**Data excerpts**

• • • •

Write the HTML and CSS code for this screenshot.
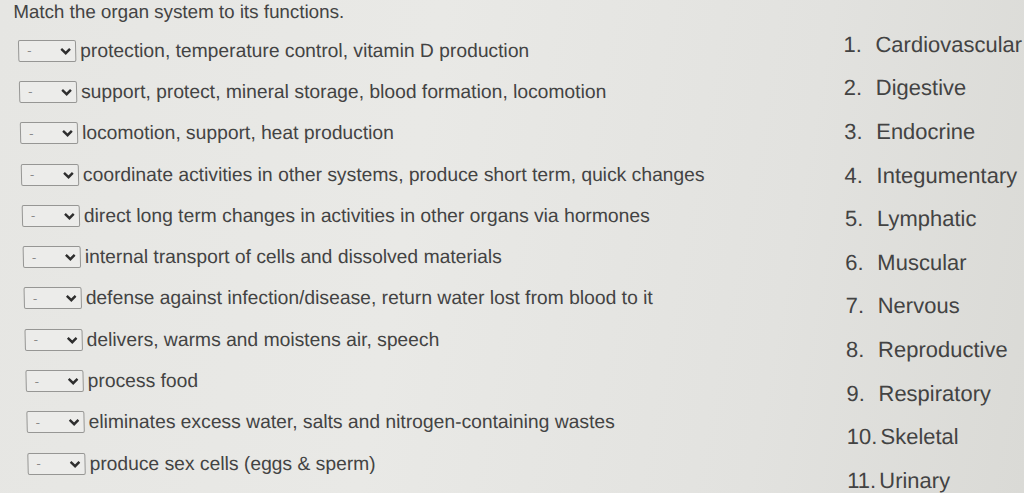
FILE: index.html
```html
<!DOCTYPE html>
<html lang="en">
<head>
    <meta charset="UTF-8">
    <meta name="viewport" content="width=device-width, initial-scale=1.0">
    <title>Organ systems</title>
    <link rel="stylesheet" href="styles.css">
</head>
<body>

    <div class="page">
        <!-- 문제와 드롭다운 -->
        <div class="left">
            <div class="title">Match the organ system to its functions.</div>

            <div class="rows">
                <div class="row"><span class="pick">-<svg viewBox="0 0 10 7"><path d="M1 1.5 L5 5.5 L9 1.5"/></svg></span>protection, temperature control, vitamin D production</div>
                <div class="row"><span class="pick">-<svg viewBox="0 0 10 7"><path d="M1 1.5 L5 5.5 L9 1.5"/></svg></span>support, protect, mineral storage, blood formation, locomotion</div>
                <div class="row"><span class="pick">-<svg viewBox="0 0 10 7"><path d="M1 1.5 L5 5.5 L9 1.5"/></svg></span>locomotion, support, heat production</div>
                <div class="row"><span class="pick">-<svg viewBox="0 0 10 7"><path d="M1 1.5 L5 5.5 L9 1.5"/></svg></span>coordinate activities in other systems, produce short term, quick changes</div>
                <div class="row"><span class="pick">-<svg viewBox="0 0 10 7"><path d="M1 1.5 L5 5.5 L9 1.5"/></svg></span>direct long term changes in activities in other organs via hormones</div>
                <div class="row"><span class="pick">-<svg viewBox="0 0 10 7"><path d="M1 1.5 L5 5.5 L9 1.5"/></svg></span>internal transport of cells and dissolved materials</div>
                <div class="row"><span class="pick">-<svg viewBox="0 0 10 7"><path d="M1 1.5 L5 5.5 L9 1.5"/></svg></span>defense against infection/disease, return water lost from blood to it</div>
                <div class="row"><span class="pick">-<svg viewBox="0 0 10 7"><path d="M1 1.5 L5 5.5 L9 1.5"/></svg></span>delivers, warms and moistens air, speech</div>
                <div class="row"><span class="pick">-<svg viewBox="0 0 10 7"><path d="M1 1.5 L5 5.5 L9 1.5"/></svg></span>process food</div>
                <div class="row"><span class="pick">-<svg viewBox="0 0 10 7"><path d="M1 1.5 L5 5.5 L9 1.5"/></svg></span>eliminates excess water, salts and nitrogen-containing wastes</div>
                <div class="row"><span class="pick">-<svg viewBox="0 0 10 7"><path d="M1 1.5 L5 5.5 L9 1.5"/></svg></span>produce sex cells (eggs &amp; sperm)</div>
            </div>
        </div>

        <!-- 보기 목록 -->
        <div class="right">
            <div class="item"><span class="num">1.</span>Cardiovascular</div>
            <div class="item"><span class="num">2.</span>Digestive</div>
            <div class="item"><span class="num">3.</span>Endocrine</div>
            <div class="item"><span class="num">4.</span>Integumentary</div>
            <div class="item"><span class="num">5.</span>Lymphatic</div>
            <div class="item"><span class="num">6.</span>Muscular</div>
            <div class="item"><span class="num">7.</span>Nervous</div>
            <div class="item"><span class="num">8.</span>Reproductive</div>
            <div class="item"><span class="num">9.</span>Respiratory</div>
            <div class="item"><span class="num">10.</span>Skeletal</div>
            <div class="item"><span class="num">11.</span>Urinary</div>
        </div>
    </div>

</body>
</html>
```

FILE: styles.css
```css
/* 기본 스타일 */
body {
    font-family: "Liberation Sans", Arial, sans-serif;
    margin: 0;
    padding: 0;
    color: #434343;
    background: linear-gradient(100deg, #e6e6e3 0%, #e9e9e6 40%, #e2e2df 75%, #dadad6 100%);
    height: 493px;
    overflow: hidden;
}

.page {
    display: flex;
    justify-content: space-between;
}

.left {
    padding-left: 13px;
    transform: skewX(1.3deg);
    transform-origin: top left;
}

.title {
    font-size: 18.8px;
    padding-top: 1px;
    line-height: 22px;
}

.rows {
    display: flex;
    flex-direction: column;
    padding-top: 7px;
    padding-left: 4px;
}

.row {
    display: flex;
    align-items: center;
    height: 41.3px;
    font-size: 19.3px;
    white-space: nowrap;
}

/* 드롭다운 */
.pick {
    display: inline-flex;
    align-items: center;
    justify-content: space-between;
    box-sizing: border-box;
    width: 58px;
    height: 22px;
    padding: 0 4px 0 8px;
    margin-right: 4px;
    border: 1px solid #969694;
    border-radius: 2px;
    background: #ececea;
    font-size: 13px;
    color: #8a8a8a;
}

.pick svg {
    width: 11px;
    height: 8px;
    fill: none;
    stroke: #2e2e2e;
    stroke-width: 2.2;
}

.right {
    padding-top: 23px;
    width: 181px;
    font-size: 22px;
    transform: skewX(0.5deg);
    transform-origin: top left;
}

.item {
    height: 43.6px;
    display: flex;
    align-items: center;
    white-space: nowrap;
}

.num {
    display: inline-block;
    min-width: 32px;
    padding-right: 3px;
    box-sizing: border-box;
}
```
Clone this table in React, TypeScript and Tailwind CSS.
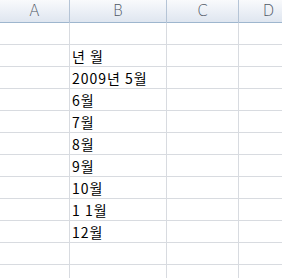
const cols = ["A", "B", "C", "D"];

const rows: string[] = [
  "",
  "년 월",
  "2009년 5월",
  "6월",
  "7월",
  "8월",
  "9월",
  "10월",
  "1 1월",
  "12월",
  "",
  "",
];

export default function App() {
  return (
    <div className="w-[282px] h-[278px] overflow-hidden bg-white font-['Noto_Sans_CJK_KR','Noto_Sans',sans-serif]">
      {/* Column headers */}
      <div className="grid grid-cols-[70px_97px_72px_60px] h-[23px] bg-gradient-to-b from-[#f9fafc] to-[#dfe6f0] border-b border-[#9eb6ce]">
        {cols.map((c) => (
          <div
            key={c}
            className="flex items-center justify-center border-r border-[#b5c4d6] text-[15px] text-[#4d5563] font-['DejaVu_Sans',sans-serif] font-light"
          >
            {c}
          </div>
        ))}
      </div>

      {/* Cells */}
      {rows.map((text, i) => (
        <div key={i} className="grid grid-cols-[70px_97px_72px_60px] h-[22px]">
          <div className="border-r border-b border-[#d8dbe0]" />
          <div className="border-r border-b border-[#d8dbe0] pl-[2px] flex items-center text-[14px] tracking-[1px] leading-none text-black whitespace-pre overflow-hidden">
            {text}
          </div>
          <div className="border-r border-b border-[#d8dbe0]" />
          <div className="border-r border-b border-[#d8dbe0]" />
        </div>
      ))}
    </div>
  );
}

• • • •

**Required work**
Write out the entries again, exactly as given, skipping any images.

**Written solution**
Write the HTML and CSS code for this screenshot.
FILE: index.html
```html
<!DOCTYPE html>
<html lang="en">
<head>
    <meta charset="UTF-8">
    <meta name="viewport" content="width=device-width, initial-scale=1.0">
    <title>Organ systems</title>
    <link rel="stylesheet" href="styles.css">
</head>
<body>

    <div class="page">
        <!-- 문제와 드롭다운 -->
        <div class="left">
            <div class="title">Match the organ system to its functions.</div>

            <div class="rows">
                <div class="row"><span class="pick">-<svg viewBox="0 0 10 7"><path d="M1 1.5 L5 5.5 L9 1.5"/></svg></span>protection, temperature control, vitamin D production</div>
                <div class="row"><span class="pick">-<svg viewBox="0 0 10 7"><path d="M1 1.5 L5 5.5 L9 1.5"/></svg></span>support, protect, mineral storage, blood formation, locomotion</div>
                <div class="row"><span class="pick">-<svg viewBox="0 0 10 7"><path d="M1 1.5 L5 5.5 L9 1.5"/></svg></span>locomotion, support, heat production</div>
                <div class="row"><span class="pick">-<svg viewBox="0 0 10 7"><path d="M1 1.5 L5 5.5 L9 1.5"/></svg></span>coordinate activities in other systems, produce short term, quick changes</div>
                <div class="row"><span class="pick">-<svg viewBox="0 0 10 7"><path d="M1 1.5 L5 5.5 L9 1.5"/></svg></span>direct long term changes in activities in other organs via hormones</div>
                <div class="row"><span class="pick">-<svg viewBox="0 0 10 7"><path d="M1 1.5 L5 5.5 L9 1.5"/></svg></span>internal transport of cells and dissolved materials</div>
                <div class="row"><span class="pick">-<svg viewBox="0 0 10 7"><path d="M1 1.5 L5 5.5 L9 1.5"/></svg></span>defense against infection/disease, return water lost from blood to it</div>
                <div class="row"><span class="pick">-<svg viewBox="0 0 10 7"><path d="M1 1.5 L5 5.5 L9 1.5"/></svg></span>delivers, warms and moistens air, speech</div>
                <div class="row"><span class="pick">-<svg viewBox="0 0 10 7"><path d="M1 1.5 L5 5.5 L9 1.5"/></svg></span>process food</div>
                <div class="row"><span class="pick">-<svg viewBox="0 0 10 7"><path d="M1 1.5 L5 5.5 L9 1.5"/></svg></span>eliminates excess water, salts and nitrogen-containing wastes</div>
                <div class="row"><span class="pick">-<svg viewBox="0 0 10 7"><path d="M1 1.5 L5 5.5 L9 1.5"/></svg></span>produce sex cells (eggs &amp; sperm)</div>
            </div>
        </div>

        <!-- 보기 목록 -->
        <div class="right">
            <div class="item"><span class="num">1.</span>Cardiovascular</div>
            <div class="item"><span class="num">2.</span>Digestive</div>
            <div class="item"><span class="num">3.</span>Endocrine</div>
            <div class="item"><span class="num">4.</span>Integumentary</div>
            <div class="item"><span class="num">5.</span>Lymphatic</div>
            <div class="item"><span class="num">6.</span>Muscular</div>
            <div class="item"><span class="num">7.</span>Nervous</div>
            <div class="item"><span class="num">8.</span>Reproductive</div>
            <div class="item"><span class="num">9.</span>Respiratory</div>
            <div class="item"><span class="num">10.</span>Skeletal</div>
            <div class="item"><span class="num">11.</span>Urinary</div>
        </div>
    </div>

</body>
</html>
```

FILE: styles.css
```css
/* 기본 스타일 */
body {
    font-family: "Liberation Sans", Arial, sans-serif;
    margin: 0;
    padding: 0;
    color: #434343;
    background: linear-gradient(100deg, #e6e6e3 0%, #e9e9e6 40%, #e2e2df 75%, #dadad6 100%);
    height: 493px;
    overflow: hidden;
}

.page {
    display: flex;
    justify-content: space-between;
}

.left {
    padding-left: 13px;
    transform: skewX(1.3deg);
    transform-origin: top left;
}

.title {
    font-size: 18.8px;
    padding-top: 1px;
    line-height: 22px;
}

.rows {
    display: flex;
    flex-direction: column;
    padding-top: 7px;
    padding-left: 4px;
}

.row {
    display: flex;
    align-items: center;
    height: 41.3px;
    font-size: 19.3px;
    white-space: nowrap;
}

/* 드롭다운 */
.pick {
    display: inline-flex;
    align-items: center;
    justify-content: space-between;
    box-sizing: border-box;
    width: 58px;
    height: 22px;
    padding: 0 4px 0 8px;
    margin-right: 4px;
    border: 1px solid #969694;
    border-radius: 2px;
    background: #ececea;
    font-size: 13px;
    color: #8a8a8a;
}

.pick svg {
    width: 11px;
    height: 8px;
    fill: none;
    stroke: #2e2e2e;
    stroke-width: 2.2;
}

.right {
    padding-top: 23px;
    width: 181px;
    font-size: 22px;
    transform: skewX(0.5deg);
    transform-origin: top left;
}

.item {
    height: 43.6px;
    display: flex;
    align-items: center;
    white-space: nowrap;
}

.num {
    display: inline-block;
    min-width: 32px;
    padding-right: 3px;
    box-sizing: border-box;
}
```
Clone this table in React, TypeScript and Tailwind CSS.
const cols = ["A", "B", "C", "D"];

const rows: string[] = [
  "",
  "년 월",
  "2009년 5월",
  "6월",
  "7월",
  "8월",
  "9월",
  "10월",
  "1 1월",
  "12월",
  "",
  "",
];

export default function App() {
  return (
    <div className="w-[282px] h-[278px] overflow-hidden bg-white font-['Noto_Sans_CJK_KR','Noto_Sans',sans-serif]">
      {/* Column headers */}
      <div className="grid grid-cols-[70px_97px_72px_60px] h-[23px] bg-gradient-to-b from-[#f9fafc] to-[#dfe6f0] border-b border-[#9eb6ce]">
        {cols.map((c) => (
          <div
            key={c}
            className="flex items-center justify-center border-r border-[#b5c4d6] text-[15px] text-[#4d5563] font-['DejaVu_Sans',sans-serif] font-light"
          >
            {c}
          </div>
        ))}
      </div>

      {/* Cells */}
      {rows.map((text, i) => (
        <div key={i} className="grid grid-cols-[70px_97px_72px_60px] h-[22px]">
          <div className="border-r border-b border-[#d8dbe0]" />
          <div className="border-r border-b border-[#d8dbe0] pl-[2px] flex items-center text-[14px] tracking-[1px] leading-none text-black whitespace-pre overflow-hidden">
            {text}
          </div>
          <div className="border-r border-b border-[#d8dbe0]" />
          <div className="border-r border-b border-[#d8dbe0]" />
        </div>
      ))}
    </div>
  );
}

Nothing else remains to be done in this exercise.